Darf man als Olympia-Journalistin Fan sein? Eine Gratwanderung

Darf man als Olympia-Journalistin Fan sein? Eine Gratwanderung
Jubel, Tränen, Gänsehaut - die Sommerspiele liefern die ganze Bandbreite an Emotionen. Wie geht man damit als Berichterstatterin vor Ort um? Eines muss immer gewahrt bleiben.
Karoline Krause-Sandner

Karoline Krause-Sandner

In der Pressezone wirft ein spanischer Journalist die Hände über den Kopf, als Tennisstar Carlos Alcaraz einen Punkt vergibt. Die französischen Reporter springen auf, als Léon Marchand zur nächsten Goldmedaille schwimmt.

Darf man als Journalist auch Fan sein? Darf man noch einmal kurz kleines Kind sein, wenn eine Sportgröße wie Serena Williams im selben Raum ist? Darf man in die private Chat-Gruppe Fotos aus Roland Garros schicken, weil man hier gerade Rafael Nadal beim Aufwärmen beobachtet? Darf man beeindruckt sein, wenn man Simone Biles in Aktion sieht?

Eines ist klar. Medien sollen neutral und objektiv berichten. Doch im Sport kommt etwas Entscheidendes dazu: Emotion. Sportjournalisten und -journalistinnen üben diesen Beruf meist aus, weil sie begeistert sind. Manche haben selbst mehr oder weniger erfolgreich Sport betrieben. Aber fast alle sind damit aufgewachsen, Sport live oder im TV zu konsumieren. Olympische Spiele waren da stets ein Highlight; die Athleten ihre Helden.
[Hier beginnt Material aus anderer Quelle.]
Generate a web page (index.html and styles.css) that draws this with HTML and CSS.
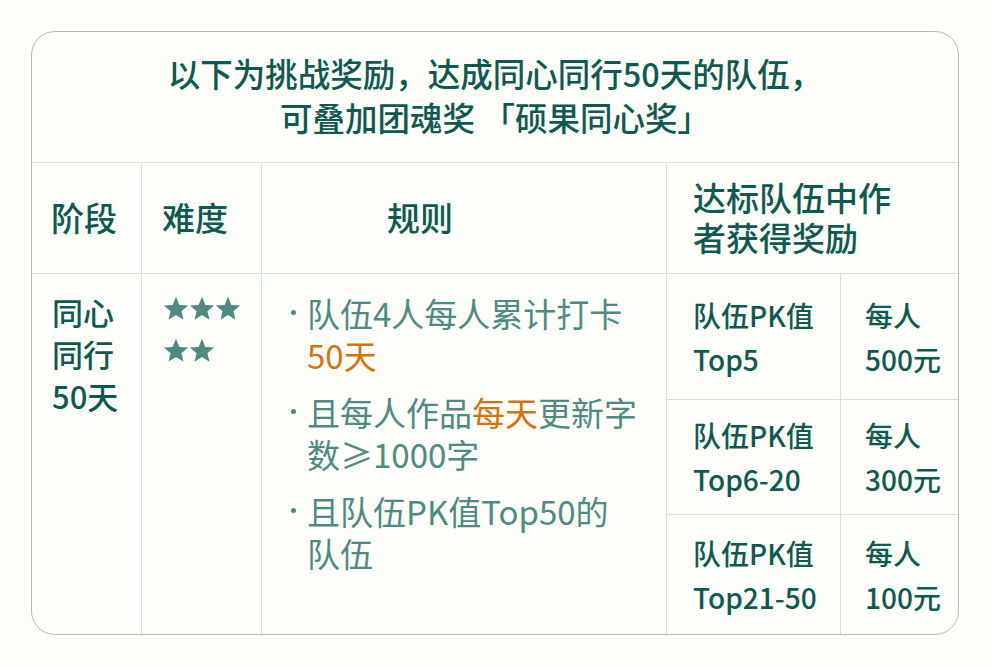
FILE: index.html
```html
<!DOCTYPE html>
<html lang="zh-CN">
<head>
<meta charset="utf-8">
<title>挑战奖励</title>
<link rel="stylesheet" href="styles.css">
</head>
<body>
<div class="card">
  <div class="grid">
    <div class="title">以下为挑战奖励，达成同心同行50天的队伍，<br>可叠加团魂奖 「硕果同心奖」</div>

    <div class="cell head c1">阶段</div>
    <div class="cell head c2">难度</div>
    <div class="cell head c3">规则</div>
    <div class="cell head c45"><span class="wrap6">达标队伍中作者获得奖励</span></div>

    <div class="cell stage">同心<br>同行<br>50天</div>
    <div class="cell diff">
      <div class="stars">
        <svg class="star" viewBox="0 0 24 24"><path d="M12 0.8l3.2 7.8 8.4.6-6.4 5.4 2 8.2L12 18.3l-7.2 4.5 2-8.2L.4 9.2l8.4-.6z"/></svg>
        <svg class="star" viewBox="0 0 24 24"><path d="M12 0.8l3.2 7.8 8.4.6-6.4 5.4 2 8.2L12 18.3l-7.2 4.5 2-8.2L.4 9.2l8.4-.6z"/></svg>
        <svg class="star" viewBox="0 0 24 24"><path d="M12 0.8l3.2 7.8 8.4.6-6.4 5.4 2 8.2L12 18.3l-7.2 4.5 2-8.2L.4 9.2l8.4-.6z"/></svg>
        <svg class="star" viewBox="0 0 24 24"><path d="M12 0.8l3.2 7.8 8.4.6-6.4 5.4 2 8.2L12 18.3l-7.2 4.5 2-8.2L.4 9.2l8.4-.6z"/></svg>
        <svg class="star" viewBox="0 0 24 24"><path d="M12 0.8l3.2 7.8 8.4.6-6.4 5.4 2 8.2L12 18.3l-7.2 4.5 2-8.2L.4 9.2l8.4-.6z"/></svg>
      </div>
    </div>
    <div class="cell rules">
      <ul class="rule-list">
        <li>队伍4人每人累计打卡<span class="hl">50天</span></li>
        <li>且每人作品<span class="hl">每天</span>更新字数≥1000字</li>
        <li>且队伍PK值Top50的队伍</li>
      </ul>
    </div>

    <div class="cell sub r1 left">队伍PK值<br>Top5</div>
    <div class="cell sub r1 right">每人<br>500元</div>
    <div class="cell sub r2 left">队伍PK值<br>Top6-20</div>
    <div class="cell sub r2 right">每人<br>300元</div>
    <div class="cell sub r3 left">队伍PK值<br>Top21-50</div>
    <div class="cell sub r3 right">每人<br>100元</div>
  </div>
</div>
</body>
</html>
```

FILE: styles.css
```css
html, body {
  margin: 0;
  padding: 0;
  background: #fdfdf9;
}
body {
  font-family: "Noto Sans CJK SC", "Noto Sans", sans-serif;
  color: #0e5a50;
}
.card {
  margin: 31px 0 0 31px;
  width: 928px;
  box-sizing: border-box;
  border: 1px solid #bababa;
  border-radius: 24px;
  overflow: hidden;
  background: #fdfdf9;
}
.grid {
  display: grid;
  grid-template-columns: 110px 120px 405px 174px 1fr;
  grid-template-rows: 131px 111px 126px 115px 119px;
}
.cell {
  box-sizing: border-box;
  border-right: 1px solid #d3e2df;
  border-bottom: 1px solid #d3e2df;
}
.title {
  grid-column: 1 / -1;
  border-bottom: 1px solid #d3e2df;
  display: flex;
  align-items: center;
  justify-content: center;
  text-align: center;
  font-size: 32.5px;
  line-height: 44px;
  font-weight: 500;
  padding-bottom: 4px;
  box-sizing: border-box;
}
.head {
  display: flex;
  align-items: center;
  font-size: 33px;
  font-weight: 500;
  line-height: 40px;
  padding-bottom: 2px;
}
.c1 { padding-left: 19px; }
.c2 { padding-left: 20px; }
.c3 { padding-left: 125px; }
.c45 {
  grid-column: 4 / 6;
  border-right: none;
  padding-left: 26px;
}
.wrap6 { width: 6.3em; }
.stage {
  grid-row: 3 / 6;
  border-bottom: none;
  padding: 17px 0 0 20px;
  font-size: 31px;
  font-weight: 500;
  line-height: 42px;
}
.diff {
  grid-row: 3 / 6;
  border-bottom: none;
  padding: 22px 0 0 21px;
}
.stars {
  display: flex;
  flex-wrap: wrap;
  width: 80px;
  row-gap: 17px;
}
.star {
  width: 26px;
  height: 25px;
  fill: #4e8a81;
  display: block;
}
.rules {
  grid-row: 3 / 6;
  border-bottom: none;
  padding: 18px 0 0 26px;
}
.rule-list {
  list-style: none;
  margin: 0;
  padding: 0;
  font-size: 33px;
  line-height: 42px;
  color: #4e8a81;
  width: 350px;
}
.rule-list li {
  position: relative;
  padding-left: 19px;
  margin-bottom: 15px;
}
.rule-list li::before {
  content: "";
  position: absolute;
  left: 3px;
  top: 18px;
  width: 5px;
  height: 5px;
  border-radius: 50%;
  background: #4e8a81;
}
.hl { color: #d6720c; }
.sub {
  display: flex;
  align-items: center;
  font-size: 28px;
  font-weight: 500;
  line-height: 44px;
}
.left { padding-left: 26px; }
.right { padding-left: 24px; border-right: none; }
.r3 { border-bottom: none; }
```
Dass Sportberichterstattung unterhaltsam und interessant bleibt, liegt oft auch daran, dass die jeweiligen Berichterstatter selbst mitfiebern – nicht unbedingt für diesen einen Athleten oder dieses eine Team, aber sie sind nicht immun gegen die Spannung und die Emotion, die Sportbewerbe bieten.

Das merkt man ganz besonders auch hier in Paris. So mancher Journalist merkt es selbst, wenn ihn gewisse Leistungen zu Tränen rühren oder wenn man zumindest ein bisschen beeindruckt ist, einem Weltstar gegenüber zu stehen.

Es ist nichts dabei, so lange keine „klebrige Nähe“ entsteht, wie es der Journalist Hans Leyendecker einmal in einem Text über Sportjournalismus genannt hat und damit Gefälligkeiten und Verhaberung meinte. Doch der Grat ist schmal. Man darf sich nicht instrumentalisieren oder korrumpieren lassen durch diese Emotionen. Ich habe den Sportjournalisten noch nicht gefunden, den alle Entscheidungen oder Leistungen kalt lassen. Ich bin mir auch nicht sicher, ob ich dessen Geschichten lesen will.